[Given request]
Lines containing the string "this" are to be counted. Write only how many there are.

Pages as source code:
------------------------------------
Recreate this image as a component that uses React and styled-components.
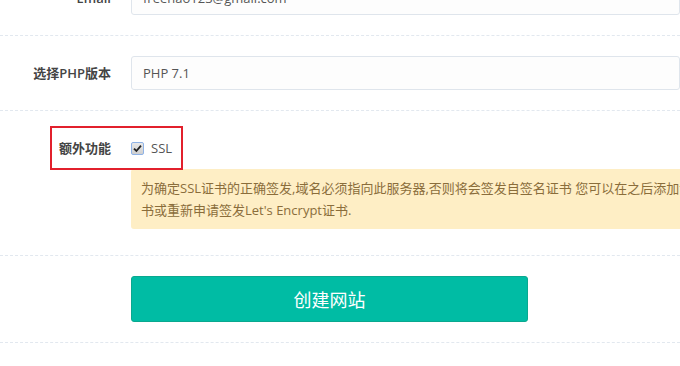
import styled, { createGlobalStyle } from 'styled-components';

const GlobalStyle = createGlobalStyle`
    html, body {
        margin:0;
        padding:0;
        background:#fff;
        overflow:hidden;
    }
    body {
        font-family: "Open Sans", "Noto Sans CJK SC", sans-serif;
        font-size:13px;
        color:#555;
    }
`

const Form = styled.div`
    width:680px;
    height:366px;
    overflow:hidden;
`
const Rows = styled.div`
    margin-top:-39px;
`
const Row = styled.div`
    position:relative;
    display:flex;
    align-items:flex-start;
    padding:20px 0 ${props => props.bottom || 20}px;
    border-bottom:1px dashed #e2e8ef;
`
const Label = styled.label`
    flex:0 0 111px;
    height:34px;
    line-height:34px;
    text-align:right;
    font-weight:600;
    color:#444;
    margin-right:20px;
`
const Field = styled.div`
    display:flex;
    flex-direction:column;
    gap:4px;
`
const Input = styled.div`
    box-sizing:border-box;
    width:600px;
    height:34px;
    line-height:32px;
    padding:0 11px;
    border:1px solid #dfe5ec;
    border-radius:3px;
    background:#fdfdfd;
    color:#555;
`
const CheckLine = styled.div`
    display:flex;
    align-items:center;
    gap:7px;
    height:34px;
`
const Box = styled.span`
    box-sizing:border-box;
    width:13px;
    height:13px;
    display:flex;
    align-items:center;
    justify-content:center;
    border:1px solid #8eb2e6;
    border-radius:2px;
    background:linear-gradient(#e8e8e8, #cfcfcf);
`
const Alert = styled.div`
    box-sizing:border-box;
    width:575px;
    padding:8px 10px;
    line-height:22px;
    font-size:13px;
    background:#feeec5;
    color:#8a6d3b;
    border-radius:3px;
`
const Highlight = styled.div`
    position:absolute;
    left:50px;
    top:15px;
    width:133px;
    height:44px;
    box-sizing:border-box;
    border:2px solid #e2202c;
`
const Spacer = styled.div`
    flex:0 0 131px;
`
const Button = styled.button`
    box-sizing:border-box;
    width:397px;
    height:46px;
    border:1px solid #0aa88f;
    border-radius:3px;
    background:#00bca4;
    color:#fff;
    font-family:"Noto Sans CJK SC", sans-serif;
    font-size:18px;
    cursor:pointer;
`

const App = () => {
    return(
        <Form>
            <GlobalStyle/>
            <Rows>
                <Row>
                    <Label>Email</Label>
                    <Input>freehao123@gmail.com</Input>
                </Row>
                <Row>
                    <Label>选择PHP版本</Label>
                    <Input>PHP 7.1</Input>
                </Row>
                <Row bottom={26}>
                    <Label>额外功能</Label>
                    <Field>
                        <CheckLine>
                            <Box>
                                <svg width="9" height="9" viewBox="0 0 9 9">
                                    <path d="M1 4.6 L3.4 7 L8 1.6" fill="none" stroke="#222" strokeWidth="1.8"/>
                                </svg>
                            </Box>
                            SSL
                        </CheckLine>
                        <Alert>
                            为确定SSL证书的正确签发,域名必须指向此服务器,否则将会签发自签名证书 您可以在之后添加证书或重新申请签发Let's Encrypt证书.
                        </Alert>
                    </Field>
                    <Highlight/>
                </Row>
                <Row>
                    <Spacer/>
                    <Button>创建网站</Button>
                </Row>
            </Rows>
        </Form>
    )
}

export default App;
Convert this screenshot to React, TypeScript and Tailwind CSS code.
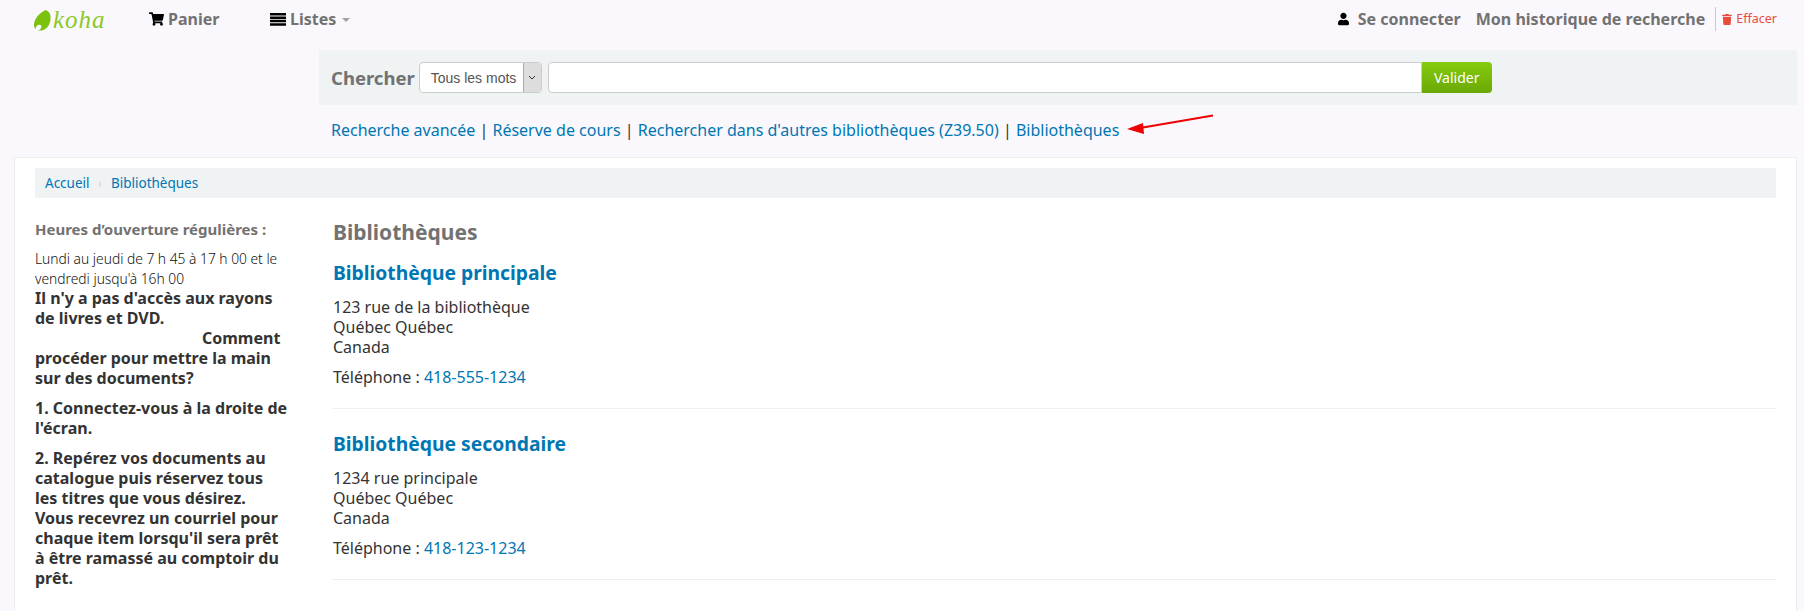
import React from 'react';
import { FaShoppingCart, FaUser, FaTrash } from 'react-icons/fa';

const Library = ({ name, street, phone }: { name: string; street: string; phone: string }) => (
  <div className="border-b border-[#eeeeee] pb-[21px] mb-[23px]">
    <h2 className="text-[19.3px] leading-[24px] font-bold text-[#0076b2] mb-[12px]">{name}</h2>
    <p className="mb-[10px]">
      {street}
      <br />
      Québec Québec
      <br />
      Canada
    </p>
    <p>
      Téléphone : <a className="text-[#0076b2]">{phone}</a>
    </p>
  </div>
);

const App: React.FC = () => {
  return (
    <div className="relative h-[611px] w-[1804px] overflow-hidden bg-[#faf8fd] text-[16px] leading-[20px] text-[#333] font-['Noto_Sans',sans-serif]">
      {/* Navbar */}
      <div className="flex items-center h-[38px] pl-[34px] pr-[27px]">
        <div className="flex items-center w-[115px] h-[24px]">
          <svg width="17" height="21" viewBox="0 0 17 21" className="mr-[2px] mt-[2px]">
            <path d="M11.5 0C15 1 17 4 16.5 9C16 15 12.5 20 7.5 20.5C3 21 0 18.5 0 15C0 11 3 4 11.5 0Z" fill="#7ac20e" />
            <path d="M1.5 19C2 15.5 4.5 14 6.5 15C8 15.8 7.5 18 6 19.5C4.5 21 2 21 1.5 19Z" fill="#faf8fd" />
          </svg>
          <span className="font-['Liberation_Serif',serif] italic text-[25px] leading-[24px] tracking-[1px] text-[#8ac926] mt-[2px]">koha</span>
        </div>
        <a className="flex items-center w-[121px] font-bold text-[#727272]">
          <FaShoppingCart className="w-[15px] h-[14px] text-black mr-[4px]" />
          Panier
        </a>
        <a className="flex items-center font-bold text-[#727272]">
          <svg width="16" height="14" viewBox="0 0 16 14" className="mr-[4px]">
            <path d="M0 1H16V3.5H0ZM0 4.4H16V6.9H0ZM0 7.8H16V10.3H0ZM0 11.2H16V13.7H0Z" fill="#000" />
          </svg>
          Listes
          <span className="ml-[6px] mt-[2px] border-x-[4px] border-x-transparent border-t-[4px] border-t-[#a0a0a0]" />
        </a>
        <div className="ml-auto flex items-center">
          <FaUser className="w-[11px] h-[14px] text-black mr-[9px]" />
          <a className="font-bold text-[#727272] mr-[15px]">Se connecter</a>
          <a className="font-bold text-[#727272] mr-[10px]">Mon historique de recherche</a>
          <div className="flex items-center h-[24px] border-l border-[#cccccc] pl-[6px] text-[12.5px] text-[#e74c3c]">
            <FaTrash className="w-[10px] h-[11px] mr-[4px]" />
            Effacer
          </div>
        </div>
      </div>

      {/* Search */}
      <div className="ml-[319px] mr-[7px] mt-[12px] h-[55px] bg-[#eff3f4] flex items-center pl-[12px]">
        <span className="text-[18.5px] font-bold text-[#727272] mr-[4px]">Chercher</span>
        <div className="flex items-stretch h-[31px] w-[123px] border border-[#cccccc] rounded-[4px] bg-white overflow-hidden font-['Liberation_Sans',sans-serif] text-[14px] text-[#555]">
          <span className="flex-1 flex items-center pl-[11px]">Tous les mots</span>
          <span className="w-[18px] flex items-center justify-center bg-[#dddddd] border-l border-[#aaaaaa]">
            <svg width="8" height="5" viewBox="0 0 8 5">
              <path d="M1 1L4 4L7 1" fill="none" stroke="#333" strokeWidth="1" />
            </svg>
          </span>
        </div>
        <div className="ml-[6px] w-[874px] h-[31px] border border-[#cccccc] rounded-l-[4px] bg-white" />
        <button className="w-[70px] h-[31px] rounded-r-[4px] bg-gradient-to-b from-[#86cc0e] to-[#6ba806] text-white text-[14px]">Valider</button>
      </div>

      {/* Links */}
      <div className="pl-[331px] h-[50px] mb-[2px] flex items-center">
        <div>
          <a className="text-[#0076b2]">Recherche avancée</a> | <a className="text-[#0076b2]">Réserve de cours</a> |{' '}
          <a className="text-[#0076b2]">Rechercher dans d'autres bibliothèques (Z39.50)</a> |{' '}
          <a className="text-[#0076b2]">Bibliothèques</a>
        </div>
      </div>

      {/* Arrow */}
      <svg className="absolute left-[1120px] top-[110px]" width="100" height="26" viewBox="0 0 100 26">
        <path d="M93 5.5L20 18" stroke="#ee0000" strokeWidth="2" fill="none" />
        <path d="M7 19L23 13L24 24Z" fill="#ee0000" />
      </svg>

      {/* Main card */}
      <div className="ml-[14px] mr-[7px] h-[500px] bg-white border border-[#eeeeee] px-[20px] pt-[10px]">
        <div className="h-[30px] bg-[#eff3f4] flex items-center pl-[10px] text-[13.5px] text-[#0076b2]">
          <a>Accueil</a>
          <span className="mx-[9px] text-[#cccccc] text-[11px]">›</span>
          <a>Bibliothèques</a>
        </div>
        <div className="flex mt-[22px]">
          <aside className="w-[298px] shrink-0 pr-[45px]">
            <h3 className="text-[15px] font-bold text-[#727272] mt-[-1px] mb-[10px]">Heures d’ouverture régulières :</h3>
            <p className="text-[13.8px] font-light text-[#111] mb-[-1px]">Lundi au jeudi de 7 h 45 à 17 h 00 et le vendredi jusqu'à 16h 00</p>
            <div className="font-bold">
              <p>Il n'y a pas d'accès aux rayons de livres et DVD.</p>
              <p className="pl-[167px]">Comment</p>
              <p className="mb-[10px]">procéder pour mettre la main sur des documents?</p>
              <p className="mb-[10px]">1. Connectez-vous à la droite de l'écran.</p>
              <p>2. Repérez vos documents au catalogue puis réservez tous les titres que vous désirez. Vous recevrez un courriel pour chaque item lorsqu'il sera prêt à être ramassé au comptoir du prêt.</p>
            </div>
          </aside>
          <main className="flex-1">
            <h1 className="text-[21px] leading-[24px] font-bold text-[#727272] mb-[17px]">Bibliothèques</h1>
            <Library name="Bibliothèque principale" street="123 rue de la bibliothèque" phone="418-555-1234" />
            <Library name="Bibliothèque secondaire" street="1234 rue principale" phone="418-123-1234" />
          </main>
        </div>
      </div>
    </div>
  );
};

export default App;
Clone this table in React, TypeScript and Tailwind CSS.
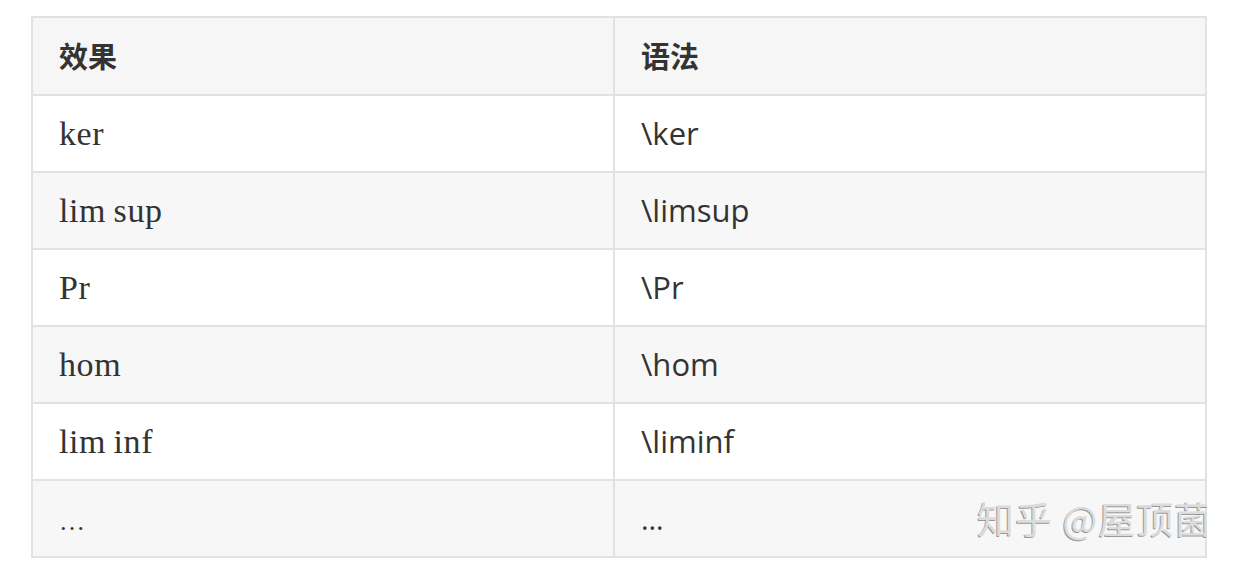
------------------------------------
[Correct answer]
3